- **Dataset records**
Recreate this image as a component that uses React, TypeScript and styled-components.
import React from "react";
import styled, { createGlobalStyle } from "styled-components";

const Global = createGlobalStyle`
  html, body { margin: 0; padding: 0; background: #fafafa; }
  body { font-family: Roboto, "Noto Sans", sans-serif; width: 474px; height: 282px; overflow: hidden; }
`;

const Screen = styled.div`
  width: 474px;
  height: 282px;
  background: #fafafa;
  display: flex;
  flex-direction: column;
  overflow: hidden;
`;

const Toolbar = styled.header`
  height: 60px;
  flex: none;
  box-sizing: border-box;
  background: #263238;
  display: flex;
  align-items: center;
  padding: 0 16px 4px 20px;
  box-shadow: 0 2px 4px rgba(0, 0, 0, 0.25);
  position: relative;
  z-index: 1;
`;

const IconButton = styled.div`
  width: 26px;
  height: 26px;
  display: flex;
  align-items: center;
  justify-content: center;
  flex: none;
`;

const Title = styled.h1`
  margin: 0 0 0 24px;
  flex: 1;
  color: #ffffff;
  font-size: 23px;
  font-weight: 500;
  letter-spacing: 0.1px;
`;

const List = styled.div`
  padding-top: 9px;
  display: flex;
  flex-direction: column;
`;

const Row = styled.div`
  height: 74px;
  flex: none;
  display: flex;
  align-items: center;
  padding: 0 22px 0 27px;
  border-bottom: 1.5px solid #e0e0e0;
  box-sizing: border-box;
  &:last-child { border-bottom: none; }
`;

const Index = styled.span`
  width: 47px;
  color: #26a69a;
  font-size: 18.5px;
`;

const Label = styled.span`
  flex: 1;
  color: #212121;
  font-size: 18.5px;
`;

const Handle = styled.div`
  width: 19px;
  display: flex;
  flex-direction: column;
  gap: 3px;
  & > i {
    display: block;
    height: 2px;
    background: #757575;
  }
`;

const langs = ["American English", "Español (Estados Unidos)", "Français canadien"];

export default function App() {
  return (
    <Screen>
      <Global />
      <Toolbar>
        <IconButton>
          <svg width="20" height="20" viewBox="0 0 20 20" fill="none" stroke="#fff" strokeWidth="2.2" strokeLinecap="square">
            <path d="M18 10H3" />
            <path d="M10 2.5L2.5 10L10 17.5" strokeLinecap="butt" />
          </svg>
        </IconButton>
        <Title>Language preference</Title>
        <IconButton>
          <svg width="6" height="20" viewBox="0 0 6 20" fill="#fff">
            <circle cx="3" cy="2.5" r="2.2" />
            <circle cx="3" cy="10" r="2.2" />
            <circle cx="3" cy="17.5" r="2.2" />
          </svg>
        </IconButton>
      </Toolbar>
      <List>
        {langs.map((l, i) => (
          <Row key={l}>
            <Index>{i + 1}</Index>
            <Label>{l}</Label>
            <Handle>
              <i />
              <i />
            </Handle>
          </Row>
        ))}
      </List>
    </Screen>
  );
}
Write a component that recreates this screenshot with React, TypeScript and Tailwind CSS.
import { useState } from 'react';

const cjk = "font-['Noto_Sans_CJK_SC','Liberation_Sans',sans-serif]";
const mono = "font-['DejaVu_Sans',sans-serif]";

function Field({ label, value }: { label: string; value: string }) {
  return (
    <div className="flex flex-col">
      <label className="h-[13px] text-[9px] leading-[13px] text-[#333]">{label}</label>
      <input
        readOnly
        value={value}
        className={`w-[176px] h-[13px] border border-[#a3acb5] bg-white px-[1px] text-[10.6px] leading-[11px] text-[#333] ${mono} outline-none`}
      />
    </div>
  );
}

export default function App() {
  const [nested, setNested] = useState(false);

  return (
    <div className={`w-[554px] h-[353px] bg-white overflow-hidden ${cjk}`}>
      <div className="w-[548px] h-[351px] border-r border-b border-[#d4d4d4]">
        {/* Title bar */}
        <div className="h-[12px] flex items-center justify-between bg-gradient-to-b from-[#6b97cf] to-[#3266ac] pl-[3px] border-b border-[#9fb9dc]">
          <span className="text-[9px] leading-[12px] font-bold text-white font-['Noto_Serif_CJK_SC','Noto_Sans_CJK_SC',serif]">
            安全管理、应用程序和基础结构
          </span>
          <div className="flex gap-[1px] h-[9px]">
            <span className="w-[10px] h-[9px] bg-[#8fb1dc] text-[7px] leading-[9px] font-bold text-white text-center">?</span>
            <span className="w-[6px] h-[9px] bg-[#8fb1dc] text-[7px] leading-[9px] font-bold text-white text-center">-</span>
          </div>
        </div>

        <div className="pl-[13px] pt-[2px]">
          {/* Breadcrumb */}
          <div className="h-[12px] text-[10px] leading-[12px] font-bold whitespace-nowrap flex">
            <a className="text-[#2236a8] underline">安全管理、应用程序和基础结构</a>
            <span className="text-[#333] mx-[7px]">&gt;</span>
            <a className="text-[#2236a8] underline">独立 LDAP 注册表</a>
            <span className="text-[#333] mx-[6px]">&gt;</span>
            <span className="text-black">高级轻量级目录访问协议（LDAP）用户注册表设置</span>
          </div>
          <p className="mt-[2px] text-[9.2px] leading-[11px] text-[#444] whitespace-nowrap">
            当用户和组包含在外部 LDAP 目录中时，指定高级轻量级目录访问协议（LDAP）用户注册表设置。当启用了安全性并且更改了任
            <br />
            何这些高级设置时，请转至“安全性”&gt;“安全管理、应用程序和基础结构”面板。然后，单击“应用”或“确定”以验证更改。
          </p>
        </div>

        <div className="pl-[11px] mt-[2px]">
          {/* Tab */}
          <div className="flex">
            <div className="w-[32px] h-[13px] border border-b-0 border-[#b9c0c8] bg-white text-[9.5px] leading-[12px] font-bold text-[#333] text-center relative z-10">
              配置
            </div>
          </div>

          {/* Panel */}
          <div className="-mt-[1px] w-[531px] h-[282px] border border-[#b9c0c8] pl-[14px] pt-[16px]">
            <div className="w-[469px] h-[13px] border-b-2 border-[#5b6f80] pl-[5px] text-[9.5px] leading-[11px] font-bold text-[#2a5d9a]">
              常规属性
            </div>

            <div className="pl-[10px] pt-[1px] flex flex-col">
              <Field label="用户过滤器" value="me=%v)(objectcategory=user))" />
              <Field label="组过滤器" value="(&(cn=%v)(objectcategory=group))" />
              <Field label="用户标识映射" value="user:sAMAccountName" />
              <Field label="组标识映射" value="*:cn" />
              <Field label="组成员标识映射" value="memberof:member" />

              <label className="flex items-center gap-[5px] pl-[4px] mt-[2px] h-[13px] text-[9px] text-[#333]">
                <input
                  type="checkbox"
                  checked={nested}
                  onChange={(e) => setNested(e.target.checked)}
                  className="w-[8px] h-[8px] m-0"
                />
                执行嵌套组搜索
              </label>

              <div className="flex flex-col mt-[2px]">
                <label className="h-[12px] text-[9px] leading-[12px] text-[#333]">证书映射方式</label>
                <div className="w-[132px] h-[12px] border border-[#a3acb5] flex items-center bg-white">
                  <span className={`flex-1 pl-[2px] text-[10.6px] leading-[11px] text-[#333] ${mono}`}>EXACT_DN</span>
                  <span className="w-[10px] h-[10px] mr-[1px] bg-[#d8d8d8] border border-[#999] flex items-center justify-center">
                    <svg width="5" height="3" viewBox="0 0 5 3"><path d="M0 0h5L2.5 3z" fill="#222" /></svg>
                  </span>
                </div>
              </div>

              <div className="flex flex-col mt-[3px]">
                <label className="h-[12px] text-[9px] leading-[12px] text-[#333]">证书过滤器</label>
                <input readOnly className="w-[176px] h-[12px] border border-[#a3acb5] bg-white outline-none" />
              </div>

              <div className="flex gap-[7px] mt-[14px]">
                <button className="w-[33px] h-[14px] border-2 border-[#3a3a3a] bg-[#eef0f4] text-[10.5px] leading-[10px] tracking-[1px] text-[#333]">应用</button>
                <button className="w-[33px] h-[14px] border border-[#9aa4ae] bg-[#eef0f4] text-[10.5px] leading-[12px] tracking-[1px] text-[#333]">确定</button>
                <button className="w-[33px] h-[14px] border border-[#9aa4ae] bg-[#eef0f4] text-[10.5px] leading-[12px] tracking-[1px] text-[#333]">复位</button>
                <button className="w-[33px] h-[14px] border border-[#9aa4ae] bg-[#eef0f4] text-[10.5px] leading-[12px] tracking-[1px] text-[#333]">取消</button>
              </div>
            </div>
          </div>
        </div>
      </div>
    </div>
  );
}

--

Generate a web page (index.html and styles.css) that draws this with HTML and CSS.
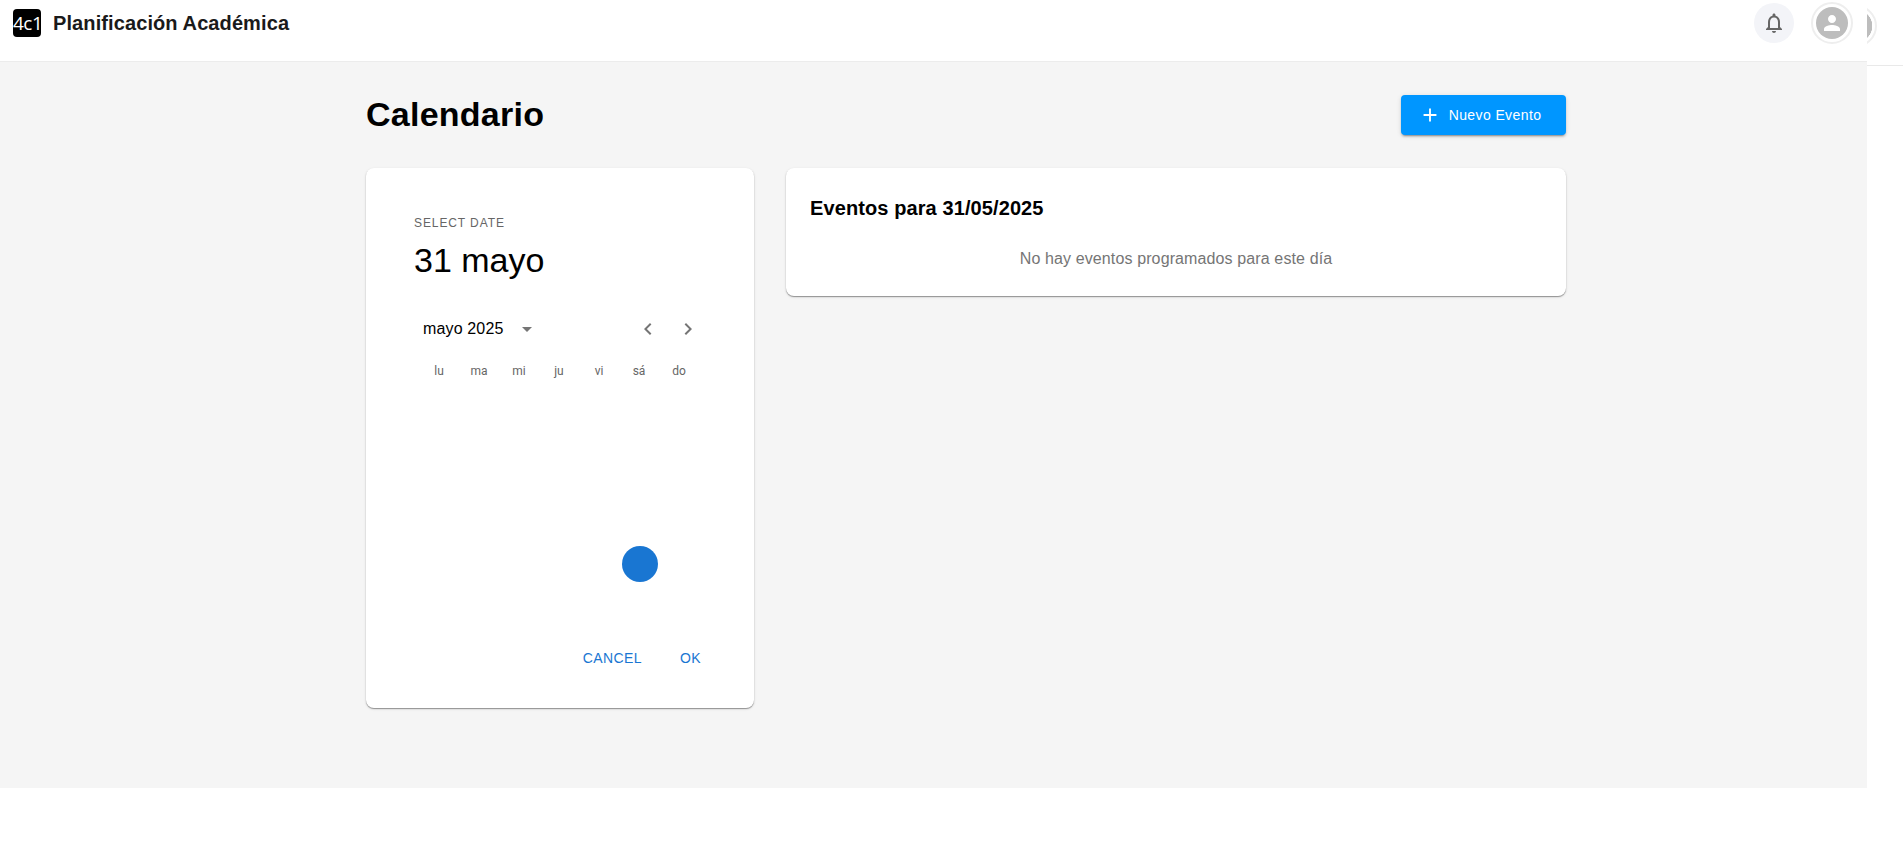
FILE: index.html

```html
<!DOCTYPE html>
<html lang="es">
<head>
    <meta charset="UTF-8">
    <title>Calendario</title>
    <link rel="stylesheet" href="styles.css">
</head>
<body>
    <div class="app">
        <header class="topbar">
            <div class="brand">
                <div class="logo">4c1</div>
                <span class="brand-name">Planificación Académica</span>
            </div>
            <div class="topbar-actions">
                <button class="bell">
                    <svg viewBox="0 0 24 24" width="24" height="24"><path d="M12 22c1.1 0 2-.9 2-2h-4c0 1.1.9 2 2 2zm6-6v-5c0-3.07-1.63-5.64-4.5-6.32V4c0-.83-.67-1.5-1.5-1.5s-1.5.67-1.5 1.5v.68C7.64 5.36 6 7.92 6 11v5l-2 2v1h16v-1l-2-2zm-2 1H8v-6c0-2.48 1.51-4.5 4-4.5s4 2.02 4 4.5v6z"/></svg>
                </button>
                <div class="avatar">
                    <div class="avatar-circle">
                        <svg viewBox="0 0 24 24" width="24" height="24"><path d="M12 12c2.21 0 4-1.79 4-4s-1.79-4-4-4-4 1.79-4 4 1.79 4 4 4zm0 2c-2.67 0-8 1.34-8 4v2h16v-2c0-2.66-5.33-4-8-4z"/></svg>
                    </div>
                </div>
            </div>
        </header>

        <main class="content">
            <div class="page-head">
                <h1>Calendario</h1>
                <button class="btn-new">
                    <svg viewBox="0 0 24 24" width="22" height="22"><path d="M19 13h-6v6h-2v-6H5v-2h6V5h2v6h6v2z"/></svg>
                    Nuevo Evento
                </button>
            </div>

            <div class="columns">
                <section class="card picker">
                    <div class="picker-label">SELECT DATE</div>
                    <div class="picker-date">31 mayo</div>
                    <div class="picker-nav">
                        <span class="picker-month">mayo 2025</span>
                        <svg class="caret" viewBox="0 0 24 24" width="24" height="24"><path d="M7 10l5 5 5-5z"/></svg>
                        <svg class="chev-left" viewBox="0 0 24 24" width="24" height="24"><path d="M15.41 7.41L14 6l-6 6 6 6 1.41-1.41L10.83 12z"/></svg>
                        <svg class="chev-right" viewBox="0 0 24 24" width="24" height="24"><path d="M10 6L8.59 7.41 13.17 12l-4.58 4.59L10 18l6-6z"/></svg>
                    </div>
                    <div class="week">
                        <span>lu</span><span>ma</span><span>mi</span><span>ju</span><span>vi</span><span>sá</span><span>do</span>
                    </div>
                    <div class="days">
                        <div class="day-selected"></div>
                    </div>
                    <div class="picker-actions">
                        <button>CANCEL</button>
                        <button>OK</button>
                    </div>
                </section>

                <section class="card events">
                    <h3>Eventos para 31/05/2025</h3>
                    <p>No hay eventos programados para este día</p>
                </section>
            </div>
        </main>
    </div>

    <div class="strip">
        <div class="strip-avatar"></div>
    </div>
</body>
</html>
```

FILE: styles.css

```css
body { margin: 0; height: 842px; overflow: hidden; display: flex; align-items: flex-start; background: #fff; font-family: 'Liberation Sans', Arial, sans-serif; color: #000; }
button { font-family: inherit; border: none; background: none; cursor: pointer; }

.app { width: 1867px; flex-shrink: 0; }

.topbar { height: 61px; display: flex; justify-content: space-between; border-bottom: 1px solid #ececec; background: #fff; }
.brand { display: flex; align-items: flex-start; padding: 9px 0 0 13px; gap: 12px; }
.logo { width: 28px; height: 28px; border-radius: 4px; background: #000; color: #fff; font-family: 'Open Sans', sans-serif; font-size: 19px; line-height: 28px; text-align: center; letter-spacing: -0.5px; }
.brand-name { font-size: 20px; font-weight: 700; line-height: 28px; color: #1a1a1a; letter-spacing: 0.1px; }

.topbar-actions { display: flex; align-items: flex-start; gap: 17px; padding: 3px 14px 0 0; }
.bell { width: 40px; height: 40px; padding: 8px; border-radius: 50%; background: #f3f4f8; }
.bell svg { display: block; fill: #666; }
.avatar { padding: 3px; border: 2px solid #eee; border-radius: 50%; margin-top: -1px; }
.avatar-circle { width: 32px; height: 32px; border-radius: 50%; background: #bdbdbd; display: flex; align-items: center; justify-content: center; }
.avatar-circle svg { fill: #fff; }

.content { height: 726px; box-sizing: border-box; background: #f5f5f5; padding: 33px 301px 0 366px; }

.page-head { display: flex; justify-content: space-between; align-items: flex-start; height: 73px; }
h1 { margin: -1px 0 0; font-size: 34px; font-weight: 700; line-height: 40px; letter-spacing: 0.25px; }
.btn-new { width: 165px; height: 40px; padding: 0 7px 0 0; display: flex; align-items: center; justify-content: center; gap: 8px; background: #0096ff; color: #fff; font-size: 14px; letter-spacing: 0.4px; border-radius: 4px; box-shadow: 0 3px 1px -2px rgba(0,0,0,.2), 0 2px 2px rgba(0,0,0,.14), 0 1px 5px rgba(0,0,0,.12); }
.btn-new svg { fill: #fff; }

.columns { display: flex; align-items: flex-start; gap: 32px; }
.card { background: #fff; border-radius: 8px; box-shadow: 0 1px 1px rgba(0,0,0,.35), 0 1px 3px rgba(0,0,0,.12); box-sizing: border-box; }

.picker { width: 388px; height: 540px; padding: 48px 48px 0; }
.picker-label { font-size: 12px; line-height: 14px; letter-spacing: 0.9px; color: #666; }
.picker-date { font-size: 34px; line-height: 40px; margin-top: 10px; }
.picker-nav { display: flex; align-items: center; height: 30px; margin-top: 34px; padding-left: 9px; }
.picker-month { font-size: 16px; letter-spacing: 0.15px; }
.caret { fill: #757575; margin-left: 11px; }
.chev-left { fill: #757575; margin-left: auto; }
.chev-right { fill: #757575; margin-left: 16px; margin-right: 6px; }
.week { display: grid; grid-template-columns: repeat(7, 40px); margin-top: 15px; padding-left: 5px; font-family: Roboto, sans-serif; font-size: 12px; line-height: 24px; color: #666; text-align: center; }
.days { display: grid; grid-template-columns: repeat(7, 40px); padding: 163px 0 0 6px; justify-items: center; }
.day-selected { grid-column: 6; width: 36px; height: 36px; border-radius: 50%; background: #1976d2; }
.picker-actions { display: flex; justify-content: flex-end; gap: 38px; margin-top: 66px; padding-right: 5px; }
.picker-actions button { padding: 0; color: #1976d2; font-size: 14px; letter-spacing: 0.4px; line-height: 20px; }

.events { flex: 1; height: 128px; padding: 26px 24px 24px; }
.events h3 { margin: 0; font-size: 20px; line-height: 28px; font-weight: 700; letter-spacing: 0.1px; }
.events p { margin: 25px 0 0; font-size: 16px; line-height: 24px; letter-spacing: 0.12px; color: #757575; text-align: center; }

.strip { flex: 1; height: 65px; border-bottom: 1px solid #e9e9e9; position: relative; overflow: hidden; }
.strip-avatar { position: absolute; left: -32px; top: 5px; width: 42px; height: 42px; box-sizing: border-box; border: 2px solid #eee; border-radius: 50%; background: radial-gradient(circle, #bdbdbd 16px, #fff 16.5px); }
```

- **Task statement**
Leave the pictures out, and transcribe exactly the lines above starting at the one that contains "Generate a web" and ending at the one that contains "FILE: index.html".

- **Solution to this task**
Generate a web page (index.html and styles.css) that draws this with HTML and CSS.
FILE: index.html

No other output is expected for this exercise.